Dickinson Research Extension Center ~ 1089 State Avenue, Dickinson, ND 58601
Published in Agron. J. 96:677-684 (2004).
© American Society of Agronomy
677 S. Segoe Rd. , Madison , WI 53711 USA
Patrick M. Carr *a , Richard D. Horsley b and Woodrow W. Poland a
a North Dakota State Univ., Dickinson Res. Ext. Cent., 1089 State Ave., Dickinson, ND 58601
b Dep. of Plant Sci., North Dakota State Univ., Fargo, ND 58105
* Corresponding author ( email@example.com ).

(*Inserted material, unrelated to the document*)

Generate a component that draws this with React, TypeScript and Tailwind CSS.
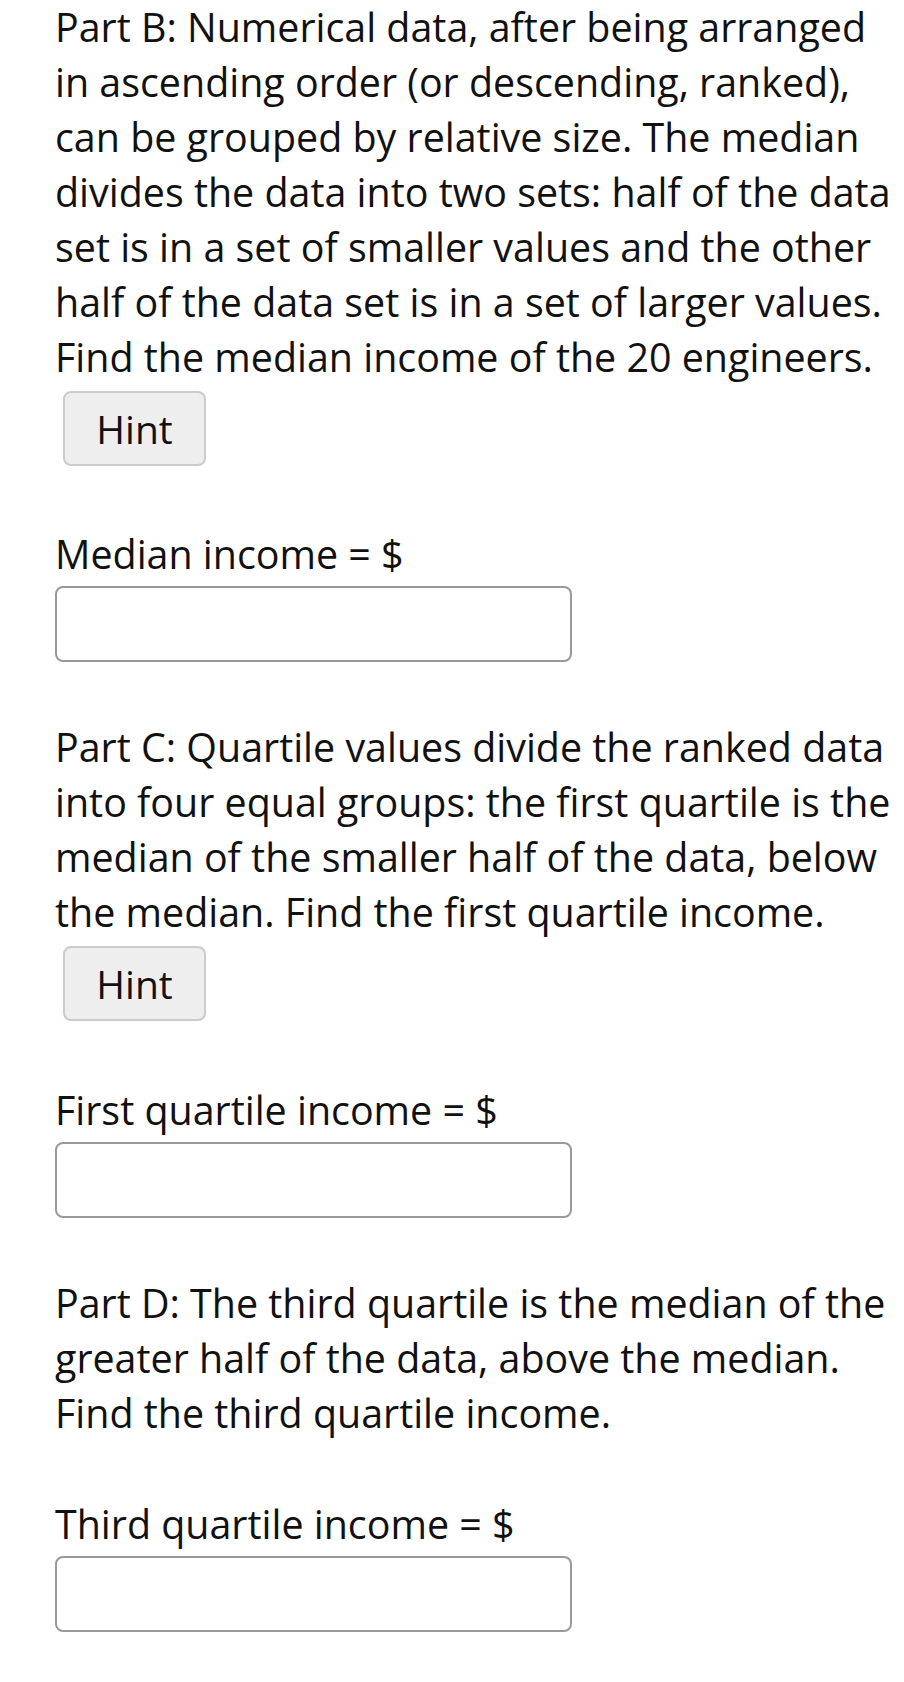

Received for publication January 16, 2003. Oat ( Avena spp.) is a popular cereal forage in cool semiarid regions. Barley ( Hordeum vulgare L.) has produced equal or greater amounts of superior quality forage in subhumid regions. The importance of cereal crop, cultivar, and plant part on forage production was determined in low-soil-N environments in southwestern North Dakota . Barley and oat cultivars, along with intercrops of pea ( Pisum sativum L. subsp. sativum ) with barley and oat, were compared for forage yield and quality over 2 yr. Forage dry matter (DM) yield averaged 3.84 Mg ha –1 for oat compared with 2.91 Mg ha –1 for barley while crude protein (CP) concentration of oat forage averaged 61 g kg –1 compared with 90 g kg –1 for barley ( P < 0.05). No difference in forage N yield occurred between barley and oat. Acid detergent fiber and neutral detergent fiber concentrations averaged 39 and 41 g kg –1 lower, respectively, for barley compared with oat forage while Ca and P concentrations were higher for barley forage. Cultivar selection within each crop species generally did not affect forage yield or quality. The relative contributions of stem, inflorescence, leaf blade, and leaf sheath to forage yield were similar between cereal species and averaged 20, 44, 14, and 22%, respectively. Intercropping with pea increased forage and N yield. These results suggest that forage yield is reduced but quality is enhanced when oat is replaced with barley in low-soil-N, unfertilized environments. Furthermore, the results indicate that forage yield and quality can be enhanced by intercropping barley or oat with pea.